Pig producers fear they will have to start culling healthy animals on farms within weeks due to the impact of the growing CO2 crisis on already stretched supply chains.
National Pig Association CEO Zoe Davies warned there was now a backlog of about 95,000 pigs on farms across the UK due to the impact of CO2 shortages faced by processors and already critical shortages of labour in the supply chain. And without resolution, these out-of-spec animals would soon need to be disposed of due to animal welfare considerations of keeping them on farm.
“If there’s no CO2 it means we can’t slaughter,” she told The Grocer. “If that continues, we will be totally up the creek.”
Despite dismissing the on-farm culling of pigs using captive bolt guns as a “travesty” in warnings over the labour crisis earlier this month, Davies said producers may now have no other option.
She had criticised the government’s response to the labour crisis in those earlier comments by claiming it had offered “nothing helpful” to help the sector tackle the labour crisis.
And with widespread CO2 shortages now compounding those issues with labour, Davies said: “I can’t believe the government is making us even consider things we are now having to consider [in the form of on-farm culling].”
It needed to “start looking at alternatives to CO2”, so it could become “less reliant on a completely different industry” for such a crucial input used across the food sector, she urged.
Defra has been approached for comment.
Food sector on brink of another CO2 gas crisis amid soaring energy prices
It comes on the back of a frantic weekend for the food sector after fertiliser manufacturer CF Industries halted operations at its plants at Ince in Cheshire and Billingham in Teesside last week due to soaring wholesale energy prices.
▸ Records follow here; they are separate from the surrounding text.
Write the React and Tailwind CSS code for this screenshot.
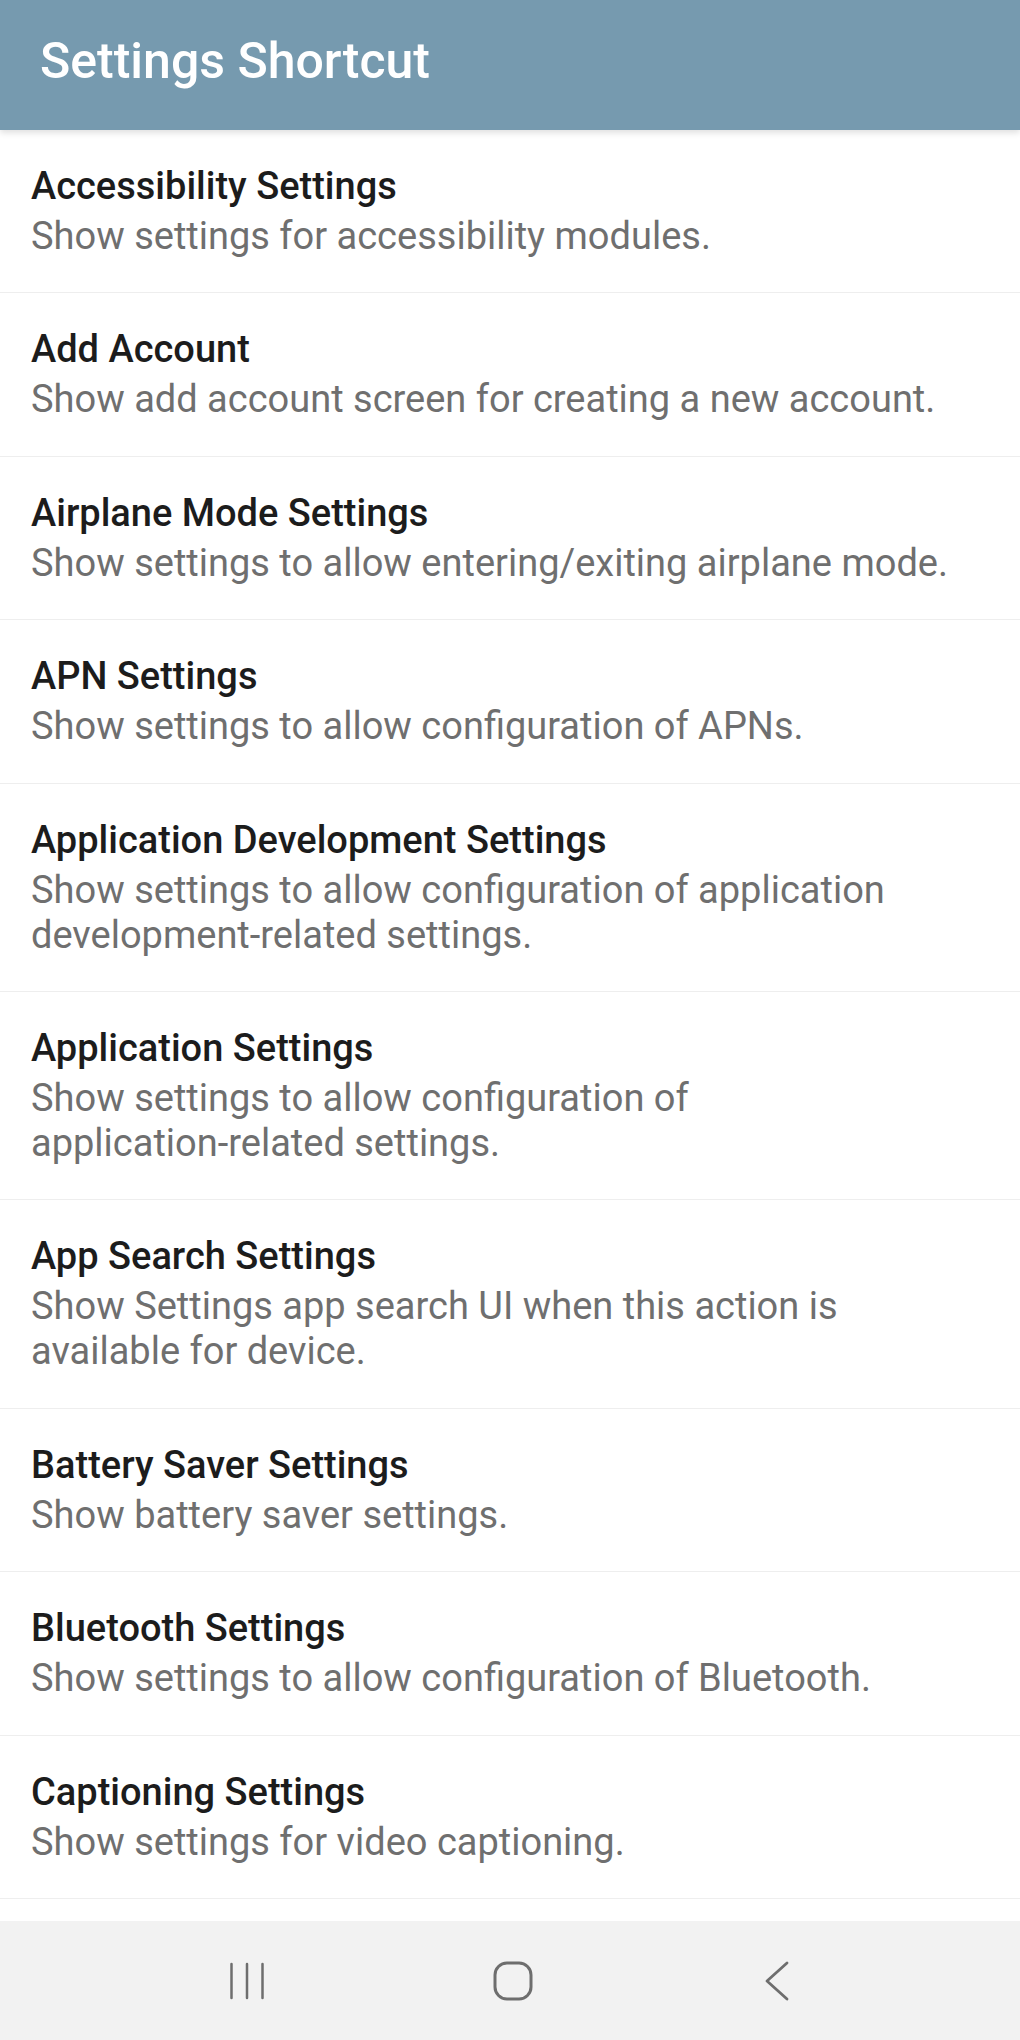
import React from "react";

const shortcuts = [
  {
    title: "Accessibility Settings",
    summary: "Show settings for accessibility modules.",
  },
  {
    title: "Add Account",
    summary: "Show add account screen for creating a new account.",
  },
  {
    title: "Airplane Mode Settings",
    summary: "Show settings to allow entering/exiting airplane mode.",
  },
  {
    title: "APN Settings",
    summary: "Show settings to allow configuration of APNs.",
  },
  {
    title: "Application Development Settings",
    summary: "Show settings to allow configuration of application",
    keep: "development-related",
    tail: " settings.",
  },
  {
    title: "Application Settings",
    summary: "Show settings to allow configuration of",
    keep: "application-related",
    tail: " settings.",
  },
  {
    title: "App Search Settings",
    summary:
      "Show Settings app search UI when this action is available for device.",
  },
  {
    title: "Battery Saver Settings",
    summary: "Show battery saver settings.",
  },
  {
    title: "Bluetooth Settings",
    summary: "Show settings to allow configuration of Bluetooth.",
  },
  {
    title: "Captioning Settings",
    summary: "Show settings for video captioning.",
  },
];

const ShortcutRow = ({ item }) => (
  <div className="border-b border-[#eeeeee] px-[31px] pt-[34px] pb-[33.4px]">
    <p className="text-[38px] leading-[44px] font-medium text-[#1c1c1c]">
      {item.title}
    </p>
    <p className="mt-[6px] text-[38px] leading-[45px] text-[#6f6f6f]">
      {item.summary}
      {item.keep && (
        <>
          {" "}
          <span className="whitespace-nowrap">{item.keep}</span>
          {item.tail}
        </>
      )}
    </p>
  </div>
);

export default function App() {
  return (
    <div
      className="w-[1020px] h-[2040px] bg-white flex flex-col overflow-hidden"
      style={{ fontFamily: "Roboto, 'Noto Sans', sans-serif" }}
    >
      <header className="h-[130px] shrink-0 bg-[#769aaf] pl-[40px] pt-[32px] shadow-[0_3px_6px_rgba(0,0,0,0.12)] relative z-10">
        <h1 className="text-[50px] leading-[58px] font-medium text-white">
          Settings Shortcut
        </h1>
      </header>
      <div className="flex-1 overflow-hidden">
        {shortcuts.map((item) => (
          <ShortcutRow key={item.title} item={item} />
        ))}
      </div>
      <div className="h-[119px] shrink-0 bg-[#f2f2f2] flex items-center pl-[227px]">
        {/* recents */}
        <svg width="40" height="40" viewBox="0 0 40 40">
          <g stroke="#6e6e6e" strokeWidth="2.5" strokeLinecap="round">
            <line x1="4.5" y1="3" x2="4.5" y2="37" />
            <line x1="20" y1="3" x2="20" y2="37" />
            <line x1="35.5" y1="3" x2="35.5" y2="37" />
          </g>
        </svg>
        {/* home */}
        <svg width="40" height="40" viewBox="0 0 40 40" className="ml-[226px]">
          <rect
            x="2"
            y="2"
            width="36"
            height="36"
            rx="12"
            fill="none"
            stroke="#6e6e6e"
            strokeWidth="3"
          />
        </svg>
        {/* back */}
        <svg width="24" height="40" viewBox="0 0 24 40" className="ml-[232px]">
          <polyline
            points="22,2 2,20 22,38"
            fill="none"
            stroke="#6e6e6e"
            strokeWidth="2.8"
            strokeLinecap="round"
            strokeLinejoin="round"
          />
        </svg>
      </div>
    </div>
  );
}
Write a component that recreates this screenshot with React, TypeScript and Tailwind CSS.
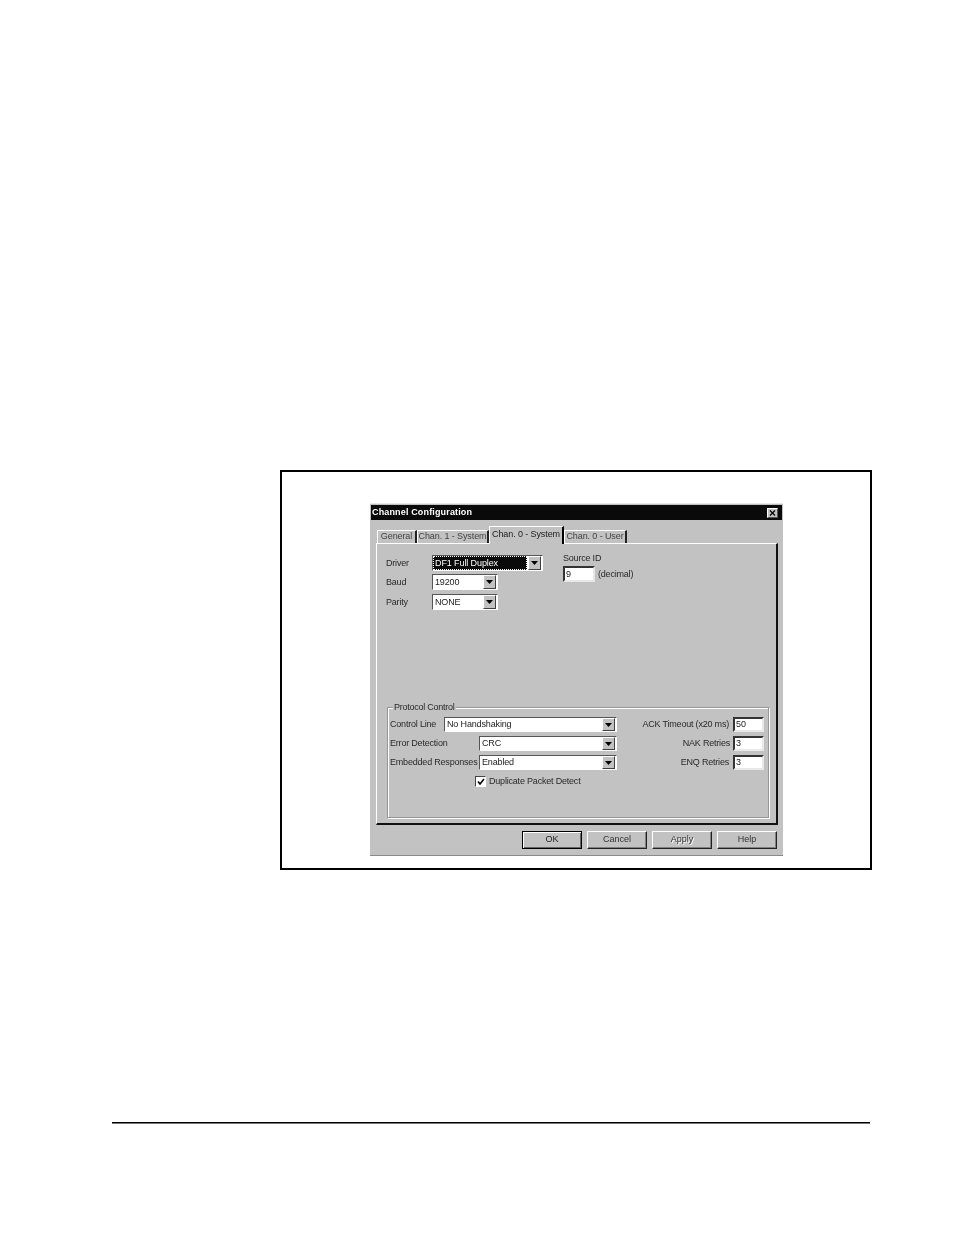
import type { ReactNode } from "react";

function Arrow() {
  return (
    <span className="flex h-full w-[13px] shrink-0 items-center justify-center border border-t-white border-l-white border-r-[#404040] border-b-[#404040] bg-[#c2c2c2]">
      <svg width="7" height="4" viewBox="0 0 7 4">
        <path d="M0 0h7L3.5 4z" fill="#000" />
      </svg>
    </span>
  );
}

function Select({ value, className }: { value: string; className: string }) {
  return (
    <div className={`flex items-center border border-t-[#555] border-l-[#555] border-r-white border-b-white bg-white pr-px ${className}`}>
      <span className="flex-1 truncate pl-[2px] text-[9px] leading-none tracking-[-0.15px] text-[#222]">{value}</span>
      <Arrow />
    </div>
  );
}

function Input({ value, className }: { value: string; className: string }) {
  return (
    <div className={`flex items-center border-2 border-t-[#333] border-l-[#333] border-r-[#e8e8e8] border-b-[#e8e8e8] bg-white pl-px text-[9px] leading-none text-[#222] ${className}`}>
      {value}
    </div>
  );
}

function Label({ children, className = "" }: { children: ReactNode; className?: string }) {
  return <span className={`whitespace-nowrap text-[9px] leading-none tracking-[-0.2px] text-[#2a2a2a] ${className}`}>{children}</span>;
}

function Tab({ label, width, active }: { label: string; width: string; active?: boolean }) {
  if (active) {
    return (
      <div className={`z-10 -mb-px flex h-[18px] items-center justify-center border-t border-l border-t-white border-l-white border-r-2 border-r-black bg-[#c2c2c2] pb-[2px] text-[9px] whitespace-nowrap tracking-[-0.1px] text-[#222] ${width}`}>
        {label}
      </div>
    );
  }
  return (
    <div className={`flex h-[13px] items-center justify-center border-t border-l border-t-white border-l-white border-r-2 border-r-[#222] pb-px text-[9px] whitespace-nowrap tracking-[-0.1px] text-[#444] ${width}`}>
      {label}
    </div>
  );
}

function Btn({ label, isDefault, disabled }: { label: string; isDefault?: boolean; disabled?: boolean }) {
  return (
    <div
      className={`flex h-[18px] w-[60px] items-center justify-center border text-[9px] ${
        isDefault
          ? "border-black text-[#222] shadow-[inset_1px_1px_0_#fff,inset_-1px_-1px_0_#666]"
          : "border-t-white border-l-white border-r-[#222] border-b-[#222] text-[#333] shadow-[inset_-1px_-1px_0_#808080]"
      } ${disabled ? "text-[#8a8a8a] [text-shadow:1px_1px_0_#fff]" : ""}`}
    >
      {label}
    </div>
  );
}

export default function App() {
  return (
    <div className="h-[1235px] w-[954px] overflow-hidden bg-white pt-[470px] font-['Liberation_Sans',Arial,sans-serif]">
      <div className="ml-[280px] h-[400px] w-[592px] border-2 border-black pt-[31px] pl-[88px]">
        {/* dialog */}
        <div className="flex h-[353px] w-[413px] flex-col bg-[#c2c2c2] px-px pt-[2px] pb-[7px] blur-[0.3px] shadow-[inset_0_1px_0_#e8e8e8,inset_0_-1px_0_#8a8a8a]">
          <div className="flex h-[15px] shrink-0 items-center justify-between bg-[#0a0a0a] pr-[4px] pl-px">
            <span className="text-[9px] leading-none font-bold tracking-[0.15px] text-white">Channel Configuration</span>
            <span className="flex h-[10px] w-[11px] items-center justify-center border border-t-white border-l-white border-r-[#555] border-b-[#555] bg-[#c2c2c2]">
              <svg width="7" height="6" viewBox="0 0 7 6">
                <path d="M1 0.5l5 5M6 0.5l-5 5" stroke="#000" strokeWidth="1.2" />
              </svg>
            </span>
          </div>

          <div className="mt-[5px] flex h-[18px] shrink-0 items-end pl-[6px]">
            <Tab label="General" width="w-[40px]" />
            <Tab label="Chan. 1 - System" width="w-[72px]" />
            <Tab label="Chan. 0 - System" width="w-[75px]" active />
            <Tab label="Chan. 0 - User" width="w-[63px]" />
          </div>

          <div className="ml-[5px] flex h-[282px] w-[402px] shrink-0 flex-col border-t border-l border-t-white border-l-white border-r-2 border-b-2 border-r-[#111] border-b-[#111] pt-[11px]">
            <div className="flex">
              <div className="flex w-[166px] flex-col pl-[9px]">
                <div className="flex h-[16px] items-center">
                  <Label className="w-[46px]">Driver</Label>
                  <div className="flex h-[16px] w-[111px] items-center border border-t-[#555] border-l-[#555] border-r-white border-b-white bg-white pr-px">
                    <span className="mr-px flex h-full flex-1 items-center border border-dotted border-white bg-[#0a0a0a] pl-px text-[9px] leading-none tracking-[-0.1px] text-white">DF1 Full Duplex</span>
                    <Arrow />
                  </div>
                </div>
                <div className="mt-[3px] flex h-[16px] items-center">
                  <Label className="w-[46px]">Baud</Label>
                  <Select value="19200" className="h-[16px] w-[66px]" />
                </div>
                <div className="mt-[4px] flex h-[16px] items-center">
                  <Label className="w-[46px]">Parity</Label>
                  <Select value="NONE" className="h-[16px] w-[66px]" />
                </div>
              </div>
              <div className="ml-[20px] flex flex-col">
                <Label className="mt-[-1px] h-[11px]">Source ID</Label>
                <div className="mt-[1px] flex items-center gap-[3px]">
                  <Input value="9" className="h-[16px] w-[32px]" />
                  <Label>(decimal)</Label>
                </div>
              </div>
            </div>

            <div className="relative mt-auto mr-[7px] mb-[5px] ml-[10px] flex h-[111px] justify-between border border-[#969696] pt-[9px] pr-[4px] pl-[2px] shadow-[1px_1px_0_#fff,inset_1px_1px_0_#fff]">
              <span className="absolute -top-[5px] left-[5px] bg-[#c2c2c2] px-px text-[9px] leading-none tracking-[-0.25px] text-[#2a2a2a]">Protocol Control</span>
              <div className="flex w-[227px] flex-col gap-[4px]">
                <div className="flex h-[15px] items-center justify-between">
                  <Label>Control Line</Label>
                  <Select value="No Handshaking" className="h-[15px] w-[173px]" />
                </div>
                <div className="flex h-[15px] items-center justify-between">
                  <Label>Error Detection</Label>
                  <Select value="CRC" className="h-[15px] w-[138px]" />
                </div>
                <div className="flex h-[15px] items-center justify-between">
                  <Label>Embedded Responses</Label>
                  <Select value="Enabled" className="h-[15px] w-[138px]" />
                </div>
                <div className="mt-[2px] flex items-center gap-[3px] pl-[85px]">
                  <span className="flex h-[11px] w-[11px] items-center justify-center border border-t-[#444] border-l-[#444] border-r-white border-b-white bg-white">
                    <svg width="8" height="8" viewBox="0 0 8 8">
                      <path d="M1 3.5l2 2.5 4-5" fill="none" stroke="#000" strokeWidth="1.6" />
                    </svg>
                  </span>
                  <Label>Duplicate Packet Detect</Label>
                </div>
              </div>
              <div className="flex flex-col gap-[4px]">
                <div className="flex h-[15px] items-center justify-end gap-[4px]">
                  <Label>ACK Timeout (x20 ms)</Label>
                  <Input value="50" className="h-[15px] w-[31px]" />
                </div>
                <div className="flex h-[15px] items-center justify-end gap-[3px]">
                  <Label>NAK Retries</Label>
                  <Input value="3" className="h-[15px] w-[31px]" />
                </div>
                <div className="flex h-[15px] items-center justify-end gap-[4px]">
                  <Label>ENQ Retries</Label>
                  <Input value="3" className="h-[15px] w-[31px]" />
                </div>
              </div>
            </div>
          </div>

          <div className="mt-[6px] flex justify-end gap-[5px] pr-[5px]">
            <Btn label="OK" isDefault />
            <Btn label="Cancel" />
            <Btn label="Apply" disabled />
            <Btn label="Help" />
          </div>
        </div>
      </div>

      <div className="mt-[252px] ml-[112px] h-px w-[758px] bg-black shadow-[0_1px_0_#777]" />
    </div>
  );
}
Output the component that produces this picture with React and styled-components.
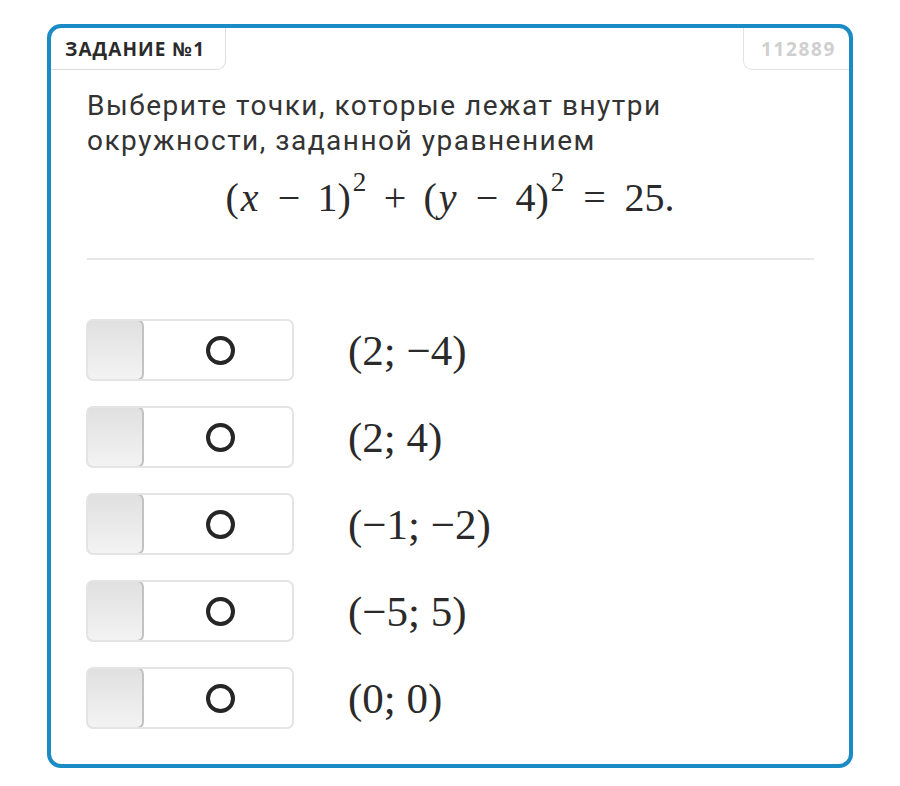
import React from 'react';
import styled, { createGlobalStyle } from 'styled-components';

const GlobalStyle = createGlobalStyle`
  html, body {
    margin: 0;
    padding: 0;
    background: #ffffff;
  }
  body {
    font-family: Roboto, "Liberation Sans", sans-serif;
  }
`;

const points = ['(2; −4)', '(2; 4)', '(−1; −2)', '(−5; 5)', '(0; 0)'];

const Page = () => {
  return (
    <Wrapper>
      <GlobalStyle />
      <Card>
        <CardHeader>
          <TaskTab>ЗАДАНИЕ №1</TaskTab>
          <IdTab>112889</IdTab>
        </CardHeader>
        <Question>
          Выберите точки, которые лежат внутри окружности, заданной уравнением
        </Question>
        <Formula>
          <Paren>(</Paren>
          <Var>x</Var>
          <Bin>−</Bin>
          <Num>1</Num>
          <Paren>)</Paren>
          <Sup>2</Sup>
          <Bin>+</Bin>
          <Paren>(</Paren>
          <Var>y</Var>
          <Bin>−</Bin>
          <Num>4</Num>
          <Paren>)</Paren>
          <Sup>2</Sup>
          <Rel>=</Rel>
          <Num>25.</Num>
        </Formula>
        <Divider />
        <OptionList>
          {points.map((p, index) => (
            <OptionRow key={index}>
              <Toggle>
                <Knob />
                <ToggleMark />
              </Toggle>
              <PointLabel>{p}</PointLabel>
            </OptionRow>
          ))}
        </OptionList>
      </Card>
    </Wrapper>
  );
};

const Wrapper = styled.div`
  width: 900px;
  height: 786px;
  padding: 24px 0 0 47px;
  box-sizing: border-box;
`;

const Card = styled.div`
  width: 806px;
  height: 744px;
  box-sizing: border-box;
  border: 4px solid #1b8bc6;
  border-radius: 14px;
  overflow: hidden;
  display: flex;
  flex-direction: column;
`;

const CardHeader = styled.div`
  display: flex;
  justify-content: space-between;
  align-items: flex-start;
  height: 42px;
`;

const TaskTab = styled.div`
  width: 175px;
  height: 42px;
  box-sizing: border-box;
  border-right: 1px solid #dedede;
  border-bottom: 1px solid #dedede;
  border-bottom-right-radius: 9px;
  padding-left: 14px;
  display: flex;
  align-items: center;
  font-family: "Open Sans", Roboto, sans-serif;
  font-weight: 700;
  font-size: 19px;
  color: #2a2a2a;
  letter-spacing: 1.1px;
`;

const IdTab = styled.div`
  width: 106px;
  height: 42px;
  box-sizing: border-box;
  border-left: 1px solid #e2e2e2;
  border-bottom: 1px solid #e2e2e2;
  border-bottom-left-radius: 9px;
  display: flex;
  align-items: center;
  justify-content: center;
  padding-left: 4px;
  font-family: "Open Sans", Roboto, sans-serif;
  font-weight: 700;
  font-size: 19px;
  letter-spacing: 1.6px;
  color: #cfcfcf;
`;

const Question = styled.div`
  margin: 18px 0 0 36px;
  width: 640px;
  font-family: Roboto, "Liberation Sans", sans-serif;
  font-size: 28px;
  line-height: 35px;
  letter-spacing: 1.5px;
  color: #333333;
`;

const Formula = styled.div`
  margin-top: 14px;
  display: flex;
  justify-content: center;
  align-items: baseline;
  font-family: "Liberation Serif", "DejaVu Serif", serif;
  font-size: 40px;
  line-height: 52px;
  color: #2a2a2a;
`;

const Paren = styled.span``;

const Var = styled.span`
  font-style: italic;
  padding: 0 2px;
`;

const Num = styled.span``;

const Sup = styled.span`
  font-size: 0.68em;
  position: relative;
  top: -0.72em;
  margin-left: 2px;
`;

const Bin = styled.span`
  margin: 0 0.43em;
`;

const Rel = styled.span`
  margin: 0 0.47em;
`;

const Divider = styled.div`
  margin: 30px 0 0 36px;
  width: 727px;
  height: 2px;
  background: #e6e6e6;
`;

const OptionList = styled.div`
  margin: 59px 0 0 35px;
  display: flex;
  flex-direction: column;
  gap: 25px;
`;

const OptionRow = styled.div`
  display: flex;
  align-items: center;
`;

const Toggle = styled.div`
  width: 208px;
  height: 62px;
  box-sizing: border-box;
  border: 2px solid #e4e4e4;
  border-radius: 7px;
  background: #ffffff;
  display: flex;
  align-items: stretch;
  overflow: hidden;
`;

const Knob = styled.div`
  width: 58px;
  margin: -2px 0 -2px -2px;
  box-sizing: border-box;
  border: 2px solid #c2c2c2;
  border-radius: 7px;
  background: linear-gradient(180deg, #e0e0e0 0%, #f3f3f3 100%);
`;

const ToggleMark = styled.div`
  flex: 1;
  display: flex;
  align-items: center;
  justify-content: center;
  padding-left: 4px;
  &::before {
    content: '';
    width: 21px;
    height: 21px;
    border: 4.5px solid #262626;
    border-radius: 50%;
  }
`;

const PointLabel = styled.div`
  margin-left: 54px;
  font-family: "Liberation Serif", "DejaVu Serif", serif;
  font-size: 43px;
  color: #2a2a2a;
`;

export default Page;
Those two plants supply about 60% of the UK’s industrial CO2 needs as a by-product of fertiliser production. But with no indication over when the plants would reopen and reportedly inconclusive talks between the UK government business secretary Kwasi Kwarteng and CF over the weekend, the prospect of a swift resolution to the shortages remains slim.
Davies’ warnings were echoed this morning by Pilgrim’s UK agriculture director Andrew Saunders, who said there was “no alternative stunning system to CO2” in an interview with the BBC’s Today Programme, as he called for the “government to intervene in some way”.
The British Meat Processors Association has also called for a “strategic response from government” on the issue, while FDF CEO Ian Wright has called on the government to subsidise gas suppliers to restart production.
The shortages of CO2, coupled with the ongoing challenge of labour availability, would inevitably create significant disruption to the entire food supply chain, suggested Cranswick CEO Adam Couch.
“The industry is already at tipping point ahead of the demanding Christmas period,” he said in a statement. “We have worked tirelessly throughout the pandemic to keep food on the shelves, but there is a real risk of product shortages across the country if the government does not act immediately to address these issues.”
Other sectors facing shortages include the poultry sector, with British Poultry Council CEO Richard Griffiths warning on Friday that the latest disruption to CO2 supplies would “dwarf” the 2018 CO2 crisis and threaten “the UK’s national food security”.
And in a sign that CO2 has many uses across the food supply chain, Wyke Farms MD Rich Clothier said shortages would severely impact on the shelf life of its cheese, with the company already “living hand to mouth” when it came to supplies of the gas.